Holding on to principled investments may come at a (small) price, according to a new study of the long-term performance of "sin" stocks like tobacco and alcohol companies.
Since 1900, the best-performing industries have been tobacco in the U.S. and alcohol in the U.K., according to a new study by Elroy Dimson, Paul Marsh, and Mike Staunton, emeritus professors of finance at the London Business School, for Credit Suisse.
Of course, past performance doesn't equal future performance. "We are not saying to investors: go out and fill your wheelbarrows with tobacco and alcohol," Marsh told CNBC.If your pangs of conscience prove too much to take, one thing to consider is that investors who exit "sin" stocks like tobacco, alcohol or gambling may partly have been responsible for the industries' overperformance.

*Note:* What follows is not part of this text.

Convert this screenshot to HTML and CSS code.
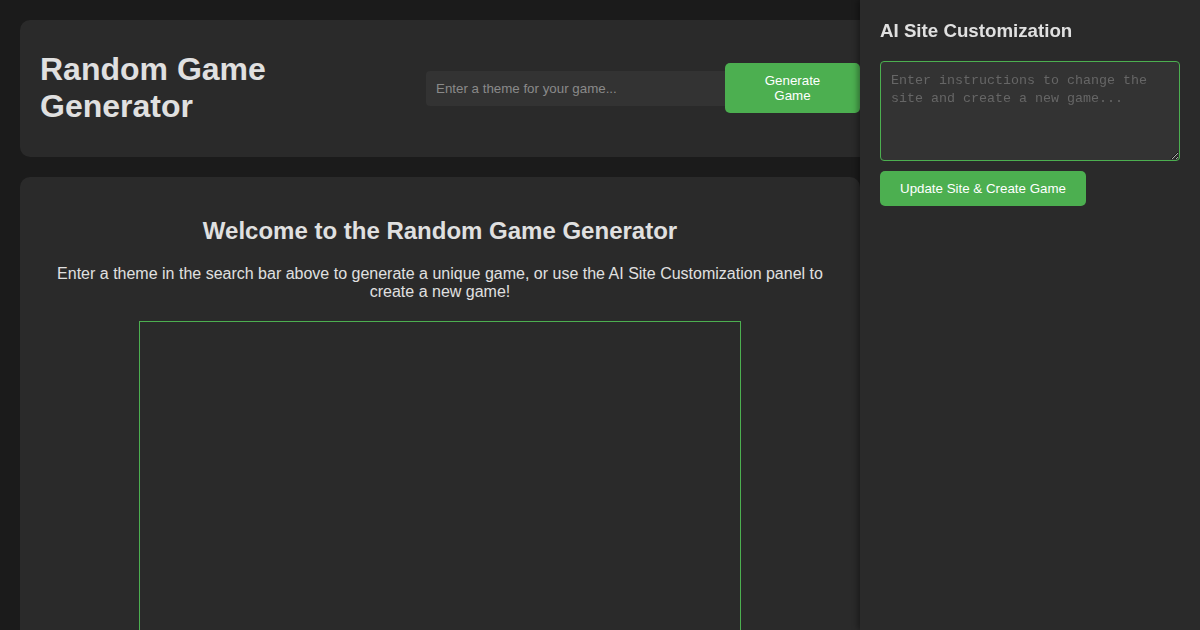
FILE: index.html
```html
<!DOCTYPE html>
<html>
<head lang="en">
    <meta charset="UTF-8">
    <title>Random Game Generator</title>

    <link rel="stylesheet" href="styles.css">

</head>
<body>

    <div id="main">
        <!-- 顶部: 标题 + 搜索 -->
        <div id="header">
            <h1>Random Game Generator</h1>
            <div class="search">
                <input type="text" placeholder="Enter a theme for your game..." />
                <button class="btn gen">Generate Game</button>
            </div>
        </div>

        <!-- 游戏区域 -->
        <div id="game">
            <h2>Welcome to the Random Game Generator</h2>
            <p>Enter a theme in the search bar above to generate a unique game, or use the AI Site Customization panel to create a new game!</p>
            <canvas id="canvas" width="600" height="400"></canvas>
        </div>
    </div>

    <!-- 右侧面板 -->
    <div id="sidebar">
        <h3>AI Site Customization</h3>
        <textarea placeholder="Enter instructions to change the site and create a new game..."></textarea>
        <button class="btn">Update Site &amp; Create Game</button>
    </div>

</body>
</html>
```

FILE: styles.css
```css
*{
    box-sizing: border-box;
}

body{
    margin: 0;
    background-color: #1b1b1b;
    color: #e0e0e0;
    font-family: "Liberation Sans", Arial, sans-serif;
    overflow: hidden;
}

#main{
    margin-right: 340px;
    padding: 20px 0 20px 20px;
}

#header{
    display: flex;
    align-items: center;
    justify-content: space-between;
    margin-right: -40px;
    padding: 10px 40px 10px 20px;
    background-color: #2a2a2a;
    border-radius: 10px;
}

#header h1{
    width: 340px;
    font-size: 32px;
    margin: 20.5px 0 22.5px;
}

.search{
    display: flex;
    align-items: center;
    margin-top: -1px;
}

.search input{
    width: 299px;
    padding: 10px;
    border: none;
    border-radius: 4px 0 0 4px;
    background-color: #333;
    color: #e0e0e0;
    font-family: "Liberation Sans", Arial, sans-serif;
    font-size: 13.33px;
    outline: none;
}

.search input::placeholder{
    color: #8a8a8a;
}

.btn{
    padding: 10px 20px;
    border: none;
    border-radius: 5px;
    background-color: #4caf50;
    color: #fff;
    font-family: "Liberation Sans", Arial, sans-serif;
    font-size: 13.33px;
    cursor: pointer;
}

.btn.gen{
    width: 135px;
    padding: 10px 25px;
}

#game{
    margin-top: 20px;
    padding: 20px;
    background-color: #2a2a2a;
    border-radius: 10px;
    text-align: center;
}

#game h2{
    font-size: 24px;
    margin: 20px 0;
}

#game p{
    font-size: 16px;
    margin: 16px 0;
}

#canvas{
    display: block;
    margin: 20px auto 0;
    border: 1px solid #4caf50;
}

#sidebar{
    position: fixed;
    top: 0;
    right: 0;
    width: 340px;
    height: 100%;
    padding: 20px;
    background-color: #2a2a2a;
    box-shadow: -2px 0 6px rgba(0,0,0,0.4);
}

#sidebar h3{
    font-size: 18.72px;
    margin: 0 0 19px;
}

#sidebar textarea{
    display: block;
    width: 300px;
    height: 100px;
    padding: 10px;
    border: 1px solid #4caf50;
    border-radius: 4px;
    background-color: #333;
    color: #e0e0e0;
    font-family: "Liberation Mono", "Courier New", monospace;
    font-size: 13.33px;
    line-height: 18px;
    resize: vertical;
    margin-bottom: 10px;
}

#sidebar textarea::placeholder{
    color: #666;
}
```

"By selling off at a reduced price, you make the stock more attractive to people who have fewer scruples," Marsh said.
Ethical investment has grown in recent years, as more investors have expressed concern about the source of income in their portfolios. Funds representing around half the assets of institutional investors around the world have signed up to the UN-supported Principles for Responsible Investment.
The study found that the impact of modest reductions in "sin" stocks to a portfolio was "generally small". There are also a growing number of stocks classed as sinful, with coal companies recently being relegated, and some investors putting oil and gas companies in the same category. There was even a debate at Norway's $870 billion sovereign oil fund recently over whether it could continue to invest in oil.
There are also warnings for investors who pile into new initial public offerings of new industries. You get better long-term returns from companies which have been around more than 2 decades than less than 3 years, the authors pointed out.
"Investors have always enthusiastically embraced new technology – sometimes too enthusiastically," Marsh warned.